Comme le souligne l’Association des étudiant.e.s musulman.e.s de l’U d’O sur son compte Instagram, « we pay tuition to fund education, not genocide » (nous payons des frais de scolarité pour financer l’éducation, pas un génocide). Il est inadmissible que les frais de scolarité exorbitants que nous payons à l’Université financent la violence et l’injustice, et parfaitement légitime que nous revendiquions le droit de contrôler comment notre argent est utilisé.
« Les occupations ne sont pas tolérées »
Les relations entre les activistes et l’administration de l’Université restent tendues. Alex explique que le but principal du campement est de faire pression sur l’Université pour obtenir une rencontre. Initialement, une telle réunion était prévue pour le lundi 29 avril, mais l’administration l’a annulée à la dernière minute. Le 28 avril, l’Université a publié une déclaration sur Instagram, qui a provoqué la colère des manifestant.e.s pro-Palestine.
Dans ce communiqué, l’Université déclare notamment : « Bien que les manifestations pacifiques sont autorisées dans certains espaces publics du campus, conformément à nos politiques et règlements, les campements et les occupations ne sont pas tolérés ». On peut souligner l’ironie d’une université affirmant ne pas tolérer les occupations de territoires alors même qu’elle se trouve sur un territoire Algonquin non cédé et tente de censurer les activistes dénonçant l’occupation de la Palestine. Une attitude colonialiste qui contraste avec les bonnes paroles de l’Université en faveur de la réconciliation. Encore une fois, il y a un décalage entre la parole et les actes.

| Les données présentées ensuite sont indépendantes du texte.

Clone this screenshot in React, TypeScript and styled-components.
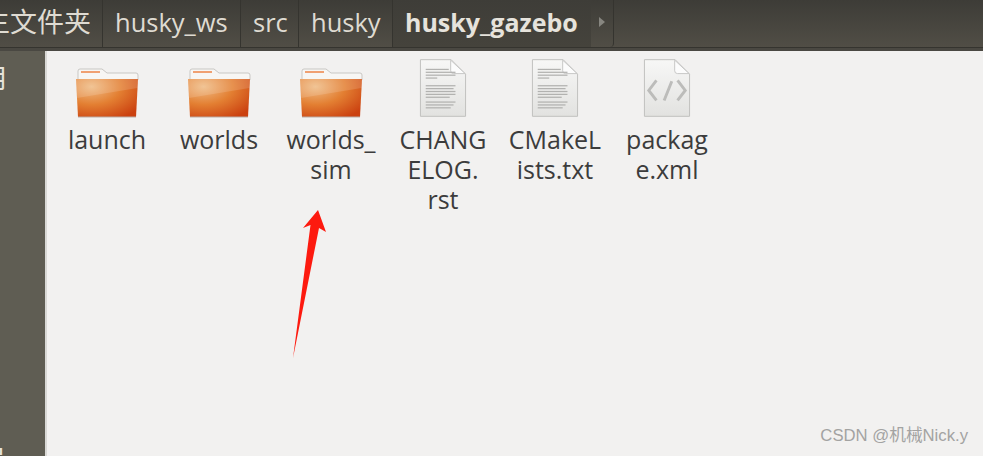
import React from 'react'
import styled, { createGlobalStyle } from 'styled-components'

const files = [
  { kind: 'folder', name: 'launch' },
  { kind: 'folder', name: 'worlds' },
  { kind: 'folder', name: 'worlds_\nsim' },
  { kind: 'doc', name: 'CHANG\nELOG.\nrst' },
  { kind: 'doc', name: 'CMakeL\nists.txt' },
  { kind: 'xml', name: 'packag\ne.xml' },
]

const crumbs = [
  { label: '主文件夹', width: 132 },
  { label: 'husky_ws', width: 138 },
  { label: 'src', width: 58 },
  { label: 'husky', width: 94 },
]

const docRows = [
  { y: 11, w: 24 },
  { y: 14, w: 31 },
  { y: 17, w: 31 },
  { y: 20, w: 12 },
  { y: 28, w: 31 },
  { y: 31, w: 29 },
  { y: 34, w: 31 },
  { y: 37, w: 31 },
  { y: 40, w: 25 },
  { y: 45, w: 31 },
  { y: 48, w: 29 },
  { y: 51, w: 26 },
]

const FolderIcon = () => (
  <svg width="64" height="52" viewBox="0 0 64 52">
    <defs>
      <radialGradient id="fg" cx="0.25" cy="0.2" r="0.95">
        <stop offset="0" stopColor="#efbb84" />
        <stop offset="0.5" stopColor="#e37f32" />
        <stop offset="1" stopColor="#cb4110" />
      </radialGradient>
    </defs>
    <path d="M3 14V5q0-2 2-2h22l5 4h29q2 0 2 2v5z" fill="#f7f6f4" stroke="#c9c7c4" />
    <rect x="6" y="5" width="19" height="2" fill="#f0a071" />
    <path d="M1 13h62l-2 38H3z" fill="url(#fg)" />
    <path d="M2.2 32L62.4 22 63 13H1z" fill="#fff" opacity="0.14" />
    <path d="M3 51h58" stroke="#b9ada5" strokeWidth="1" />
  </svg>
)

const PageIcon = ({ children }: { children: React.ReactNode }) => (
  <svg width="48" height="60" viewBox="0 0 50 62">
    <defs>
      <linearGradient id="pg" x1="0" y1="0" x2="0" y2="1">
        <stop offset="0" stopColor="#f7f7f6" />
        <stop offset="1" stopColor="#e2e2e0" />
      </linearGradient>
    </defs>
    <path d="M1.5 1.5h32l15 15v44h-47z" fill="url(#pg)" stroke="#bfbfbd" />
    <path d="M33 2v11q0 3 3 3h12z" fill="#fcfcfc" stroke="#c6c6c4" />
    {children}
  </svg>
)

const DocIcon = () => (
  <PageIcon>
    {docRows.map((r) => (
      <rect key={r.y} x="7" y={r.y} width={r.w} height="1.3" fill="#b2b2b0" />
    ))}
  </PageIcon>
)

const XmlIcon = () => (
  <PageIcon>
    <path
      d="M14 23L6 33.5 14 44M36 23L44 33.5 36 44M30 24L22 44"
      fill="none"
      stroke="#bcbcba"
      strokeWidth="3"
    />
  </PageIcon>
)

const RedArrow = () => (
  <ArrowLayer width="40" height="155" viewBox="0 0 40 155">
    <path d="M27 2L12 20 19.5 17 2 150 28 20 35 24z" fill="#fd1a0f" />
  </ArrowLayer>
)

export default function App() {
  return (
    <Window>
      <GlobalStyle />
      <PathBar>
        <Crumbs>
          {crumbs.map((c, i) => (
            <Crumb key={c.label} $width={c.width} $first={i === 0}>
              {c.label}
            </Crumb>
          ))}
          <ActiveCrumb>husky_gazebo</ActiveCrumb>
          <MoreCrumb>
            <svg width="8" height="12" viewBox="0 0 8 12">
              <path d="M1 1l6 5-6 5z" fill="#878680" />
            </svg>
          </MoreCrumb>
        </Crumbs>
      </PathBar>
      <Body>
        <Sidebar>
          <SideLabel>用</SideLabel>
          <SideLabel>号</SideLabel>
        </Sidebar>
        <Content>
          <FileGrid>
            {files.map((f) => (
              <FileItem key={f.name}>
                <IconSlot>
                  {f.kind === 'folder' && <FolderIcon />}
                  {f.kind === 'doc' && <DocIcon />}
                  {f.kind === 'xml' && <XmlIcon />}
                </IconSlot>
                <FileName>{f.name}</FileName>
              </FileItem>
            ))}
          </FileGrid>
          <RedArrow />
          <Watermark>CSDN @机械Nick.y</Watermark>
        </Content>
      </Body>
    </Window>
  )
}

const GlobalStyle = createGlobalStyle`
  html, body {
    margin: 0;
    padding: 0;
    overflow: hidden;
  }
`

const Window = styled.div`
  width: 983px;
  height: 456px;
  display: flex;
  flex-direction: column;
  overflow: hidden;
  font-family: "Open Sans", "Noto Sans CJK SC", sans-serif;
`

const PathBar = styled.div`
  height: 51px;
  flex: none;
  background: linear-gradient(#3d3c37, #514e46);
  border-bottom: 3px solid #4a4842;
  box-sizing: border-box;
`

const Crumbs = styled.div`
  display: flex;
  height: 48px;
  margin-left: -29px;
  border-bottom: 1px solid #35342f;
  box-sizing: border-box;
`

const Crumb = styled.div<{ $width: number; $first?: boolean }>`
  width: ${({ $width }) => $width}px;
  box-sizing: border-box;
  padding-left: 12px;
  line-height: 44px;
  font-size: ${({ $first }) => ($first ? 27 : 25.5)}px;
  color: #dfdbd2;
  white-space: nowrap;
  border-right: 1px solid #35342f;
`

const ActiveCrumb = styled.div`
  width: 198px;
  box-sizing: border-box;
  padding-left: 12px;
  line-height: 44px;
  font-size: 25px;
  font-weight: 700;
  color: #e6e3dc;
  background: linear-gradient(#3e3d38, #45433c);
`

const MoreCrumb = styled.div`
  width: 23px;
  box-sizing: border-box;
  display: flex;
  align-items: center;
  justify-content: center;
  padding-bottom: 4px;
  border-right: 1px solid #35342f;
  border-bottom-right-radius: 4px;
`

const Body = styled.div`
  flex: 1;
  display: flex;
  min-height: 0;
`

const Sidebar = styled.div`
  width: 45px;
  flex: none;
  overflow: hidden;
  background: #5f5d53;
  border-right: 2px solid #d9d8d5;
  display: flex;
  flex-direction: column;
  justify-content: space-between;
  padding: 13px 0 0;
`

const SideLabel = styled.div`
  margin-left: -20px;
  height: 27px;
  line-height: 27px;
  font-size: 27px;
  color: #e6e3dc;
  &:last-child {
    margin-bottom: -17px;
  }
`

const Content = styled.div`
  flex: 1;
  position: relative;
  background: #f2f1f0;
`

const FileGrid = styled.div`
  display: flex;
  align-items: flex-start;
  padding: 0 0 0 4px;
`

const FileItem = styled.div`
  width: 112px;
  flex: none;
  display: flex;
  flex-direction: column;
  align-items: center;
`

const IconSlot = styled.div`
  height: 67px;
  display: flex;
  align-items: flex-end;
  justify-content: center;
`

const FileName = styled.div`
  margin-top: 6px;
  width: 112px;
  text-align: center;
  white-space: pre-line;
  font-size: 25px;
  line-height: 30px;
  color: #3c3c3c;
`

const ArrowLayer = styled.svg`
  position: absolute;
  left: 244px;
  top: 157px;
`

const Watermark = styled.div`
  position: absolute;
  right: 15px;
  bottom: 10px;
  font-family: "Liberation Sans", "Noto Sans CJK SC", sans-serif;
  font-size: 16.7px;
  color: #a3a3a2;
`
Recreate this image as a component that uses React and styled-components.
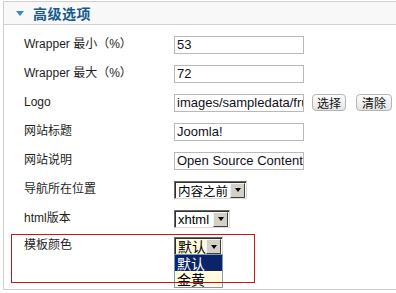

En plus de n’aucunement adresser les revendications des manifestant.e.s, cette déclaration de l’Université est selon Alex menaçante et sous-entend que leur protestation ne serait pas pacifique. Pourtant, il suffit de se rendre quelques minutes à Tabaret pour se rendre compte que c’est l’inverse d’une promotion de la violence qui a lieu : en plus d’être entièrement pacifiques, les activités se font sous le règne de la paix et de la solidarité, et la sécurité du groupe est une priorité. Des « marshalls » sont même présent.e.s afin de s’assurer que les individus violents restent à distance du campement, des sionistes ayant déjà menacé les activistes pro-Palestine, comme l’explique Alex.
Vendredi, l’Université a envoyé un courriel aux membres de l’Université, intitulé « mise à jour sur la manifestation », dans lequel elle réitère que l’occupation d’un bâtiment universitaire aura des « conséquences ». Selon Alex, l’Université se montre cependant dans ce courriel plus encline à reconnaître le caractère pacifique du campement, ce qu’elle juge être un progrès.
Une véritable censure institutionnelle
Notons que ce n’est pas seulement la liberté de manifester qui est actuellement menacée par l’Université, ce sont également les libertés académique et d’expression, les cas de censure et de sanctions contre des étudiant.e.s et professeur.e.s pro-Palestine se multipliant depuis octobre à l’U d’O. Le cas le plus grave a été celui du Dr. Yipeng Ge, suspendu en novembre 2023 pour ses publications en faveur de la Palestine sur les réseaux sociaux. Un événement organisé par l’INSAF le 17 novembre a également été annulé par l’Université, au motif que celui-ci serait une menace à la sécurité. Comment une université, censée nous apprendre la pensée critique et la tolérance, peut-elle utiliser l’intimidation de la sorte pour censurer certaines opinions ?
C’est étrange que nous n’entendons pas tou.te.s ces professeur.e.s qui défendaient corps et âme la liberté académique d’utiliser le « mot en n » en 2020 s’indigner aujourd’hui de la censure visant l’activisme pro-Palestine sur le campus…
Bref, encore une fois, l’Université refuse d’écouter ses étudiant.e.s. Mais elle n’aura pas le choix. Désormais, le rapport de force est en notre faveur. Nous sommes de plus en plus nombreux.ses à exiger des actions. Vous ne pouvez plus nous ignorer. Soyez du bon côté de l’histoire.
Vous vous demandez peut-être, vous aussi, quelle est la meilleure manière de soutenir les activistes luttant sur la pelouse Tabaret. Alex rappelle qu’il est toujours apprécié d’apporter de la nourriture chaude ou du matériel – chaque jour,INSAF publie sur Instagram la liste du matériel voulu. Vous pouvez également faire un don en envoyant un virement à insafuottawa@gmail.com. Le mieux est néanmoins toujours de venir, car le groupe fait la force : en plus d’exercer une plus grande pression sur l’Université, le nombre garantit la sécurité du campement. Si vous le pouvez, essayez également de boycotter les entreprises comme Starbucks, McDonalds, Walmart, Costco ou encore Amazon, et bien d’autres, qui profitent de l’occupation, soutiennent Israël, et même leur font des donations.